**What is expected:**
Search the material below for the string "page" and extract each line that has it.
>> start Information provided
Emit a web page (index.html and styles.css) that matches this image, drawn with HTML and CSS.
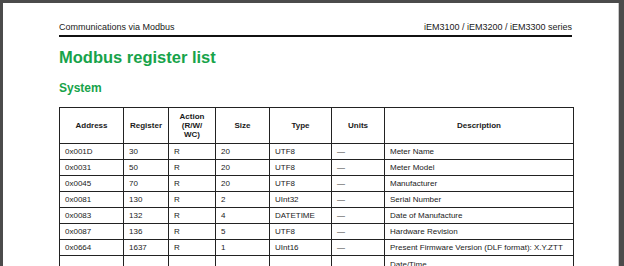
FILE: index.html
```html
<!DOCTYPE html>
<html>
<head>
<meta charset="utf-8">
<link rel="stylesheet" href="styles.css">
</head>
<body>
<div class="frame">
  <div class="page">
    <div class="running-head">
      <span>Communications via Modbus</span>
      <span>iEM3100 / iEM3200 / iEM3300 series</span>
    </div>
    <h1 class="title">Modbus register list</h1>
    <h2 class="section">System</h2>
    <table class="regs">
      <colgroup>
        <col class="c-addr"><col class="c-reg"><col class="c-act"><col class="c-size"><col class="c-type"><col class="c-units"><col class="c-desc">
      </colgroup>
      <thead>
        <tr>
          <th>Address</th>
          <th>Register</th>
          <th>Action<br>(R/W/<br>WC)</th>
          <th>Size</th>
          <th>Type</th>
          <th>Units</th>
          <th>Description</th>
        </tr>
      </thead>
      <tbody>
        <tr><td>0x001D</td><td>30</td><td>R</td><td>20</td><td>UTF8</td><td>—</td><td>Meter Name</td></tr>
        <tr><td>0x0031</td><td>50</td><td>R</td><td>20</td><td>UTF8</td><td>—</td><td>Meter Model</td></tr>
        <tr><td>0x0045</td><td>70</td><td>R</td><td>20</td><td>UTF8</td><td>—</td><td>Manufacturer</td></tr>
        <tr><td>0x0081</td><td>130</td><td>R</td><td>2</td><td>UInt32</td><td>—</td><td>Serial Number</td></tr>
        <tr><td>0x0083</td><td>132</td><td>R</td><td>4</td><td>DATETIME</td><td>—</td><td>Date of Manufacture</td></tr>
        <tr><td>0x0087</td><td>136</td><td>R</td><td>5</td><td>UTF8</td><td>—</td><td>Hardware Revision</td></tr>
        <tr><td>0x0664</td><td>1637</td><td>R</td><td>1</td><td>UInt16</td><td>—</td><td>Present Firmware Version (DLF format): X.Y.ZTT</td></tr>
        <tr class="cut"><td>&nbsp;</td><td>&nbsp;</td><td>&nbsp;</td><td>&nbsp;</td><td>&nbsp;</td><td>&nbsp;</td><td>Date/Time</td></tr>
      </tbody>
    </table>
  </div>
</div>
</body>
</html>
```
FILE: styles.css
```css
html, body {
  margin: 0;
  padding: 0;
  height: 100%;
  overflow: hidden;
  background: #4a4a4a;
}

.frame {
  padding: 3px 5px 0 3px;
  height: 100%;
  box-sizing: border-box;
  background: #4b4b4b;
}

.page {
  background: #ffffff;
  height: 100%;
  box-sizing: border-box;
  padding: 19px 0 0 56px;
  width: 616px;
  border-right: 1px solid #c8c8c8;
  font-family: "Liberation Sans", Arial, sans-serif;
  color: #1a1a1a;
}

.running-head {
  width: 513px;
  display: flex;
  justify-content: space-between;
  font-size: 9px;
  line-height: 11px;
  padding-bottom: 2px;
  border-bottom: 2px solid #111;
}

.title {
  margin: 10px 0 0 0;
  font-size: 16.5px;
  line-height: 20px;
  font-weight: bold;
  color: #17a34a;
}

.section {
  margin: 14px 0 0 0;
  font-size: 12px;
  line-height: 14px;
  font-weight: bold;
  color: #17a34a;
}

.regs {
  margin-top: 12px;
  border-collapse: collapse;
  table-layout: fixed;
  width: 514px;
  font-size: 8px;
  color: #1a1a1a;
}

.c-addr { width: 64px; }
.c-reg { width: 45px; }
.c-act { width: 47px; }
.c-size { width: 54px; }
.c-type { width: 62px; }
.c-units { width: 53px; }
.c-desc { width: 189px; }

.regs th,
.regs td {
  border: 1px solid #222;
  padding: 0 0 0 5px;
  white-space: nowrap;
}

.regs th {
  height: 35px;
  padding: 0;
  text-align: center;
  font-weight: bold;
  line-height: 9px;
}

.regs td {
  height: 15px;
  line-height: 9px;
}

.regs .cut td {
  vertical-align: top;
  padding-top: 4px;
}
```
>> end Information provided
**Final answer:**
Emit a web page (index.html and styles.css) that matches this image, drawn with HTML and CSS.
  <div class="page">
.page {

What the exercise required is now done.